Très clair. Et comment vois-tu évoluer le rôle de CISO / Directeur cybersécurité dans les années à venir ?
La sécurité de l'information est en évolution constante et rapide, pronostiquer l'avenir de ces professions est donc très incertain.
Dans l'ensemble, je pense que les défis de court et moyen termes sont la place du CISO, qui tend à endosser un rôle de plus en plus stratégique au sein des directions et à collaborer plus étroitement avec les autres métiers/équipes/divisions. La gestion des risques évolue de manière plus holistique, là où les précédentes décennies cloisonnaient davantage les différents problèmes. La complexité réglementaire va croissant.
Et bien sûr, en cyber comme ailleurs, gérer la révolution technologique de l'intelligence artificielle sous toutes ses formes demeure un des plus grands défis, ou en tous cas un des plus transversaux.
Au-delà de la transformation générale des modes de travail, commun à tous les business, un élément que j'imagine crucial est l'asymétrie entre le développement des IA "défensives", qui jusqu'à présent ont plutôt eu tendance à améliorer l'existant, et celui des IA "offensives", lesquelles semblent davantage orientées à explorer l'inconnu et rendre le cybercrime plus accessible.
Quels conseils te donnerais-tu à toi-même il y a 10 ans ? Interdiction de parler de Bitcoin.
Cela rejoint ce que je disais à l’instant mais j’investirais plus de temps dans ma progression technique, la connaissance et la maîtrise des systèmes fondamentaux et l’exploration des technologies innovantes. Je vois tous les jours comment cette maîtrise nourrit l’inventivité au sein de notre métier.

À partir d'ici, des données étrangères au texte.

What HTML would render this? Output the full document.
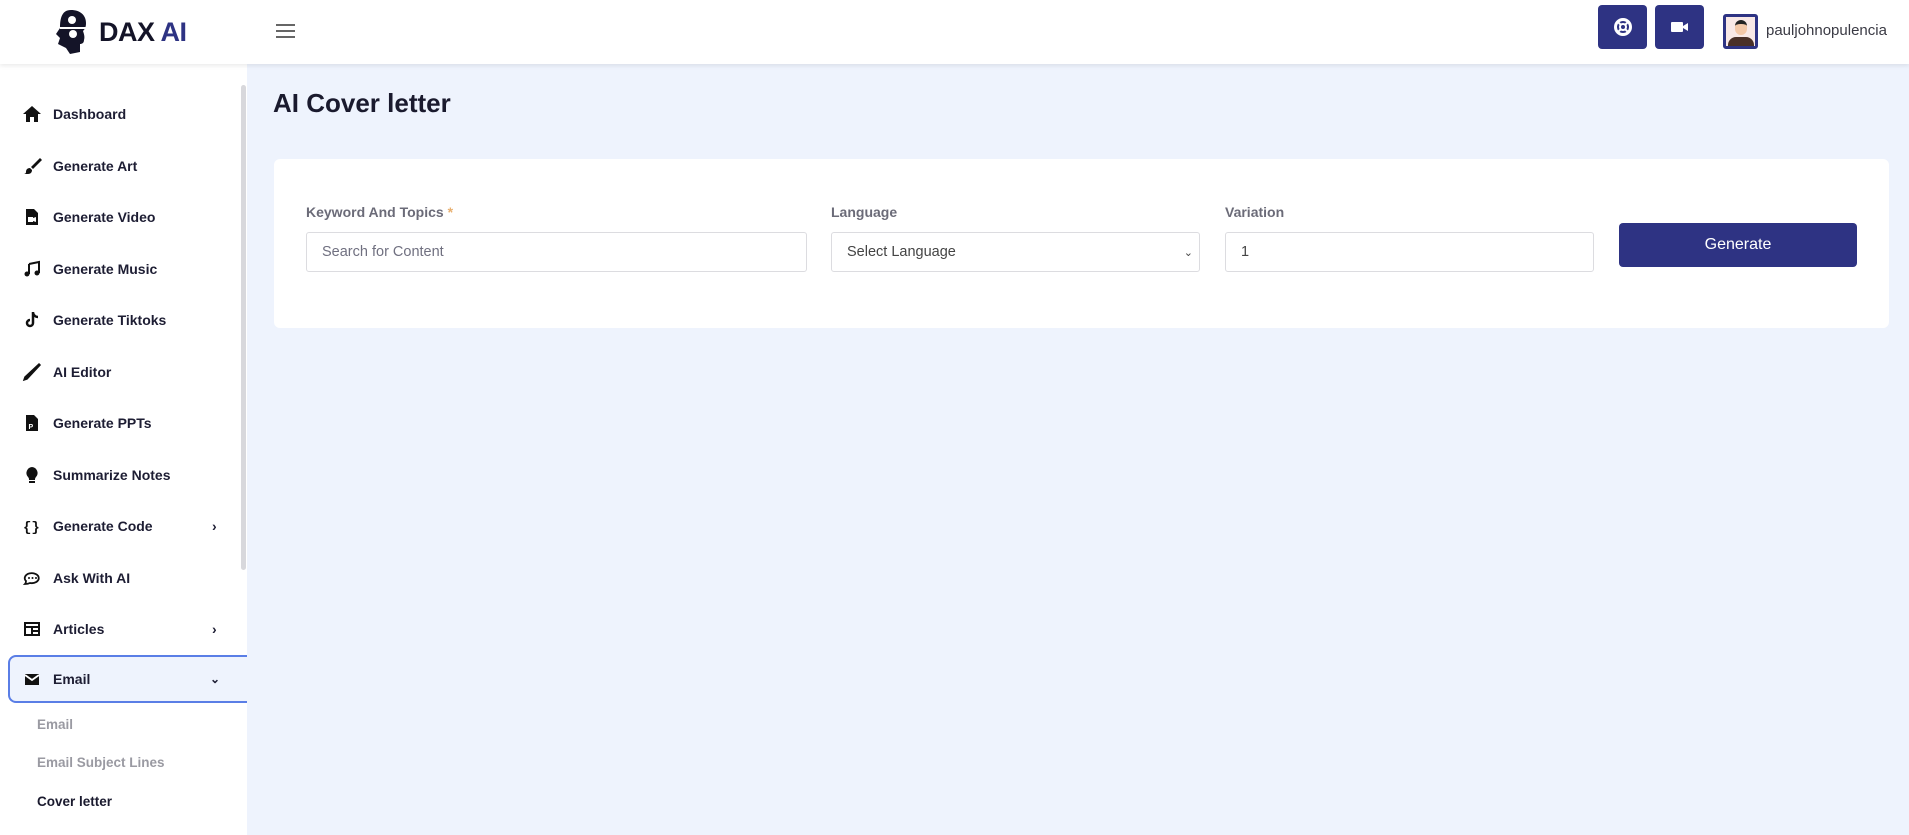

Il y a toute une mouvance promouvant la nomination de CISOs sans bagage informatique. C’est sain dans une certaine mesure, si cela pousse le rôle stratégique et business de ce métier ; mais il est important de ne pas laisser de dichotomie s’installer entre la vision portée par le management et la technicité du terrain.
Pour tout le reste, si c’était à refaire, je continuerais d’écouter les conseils de ma femme.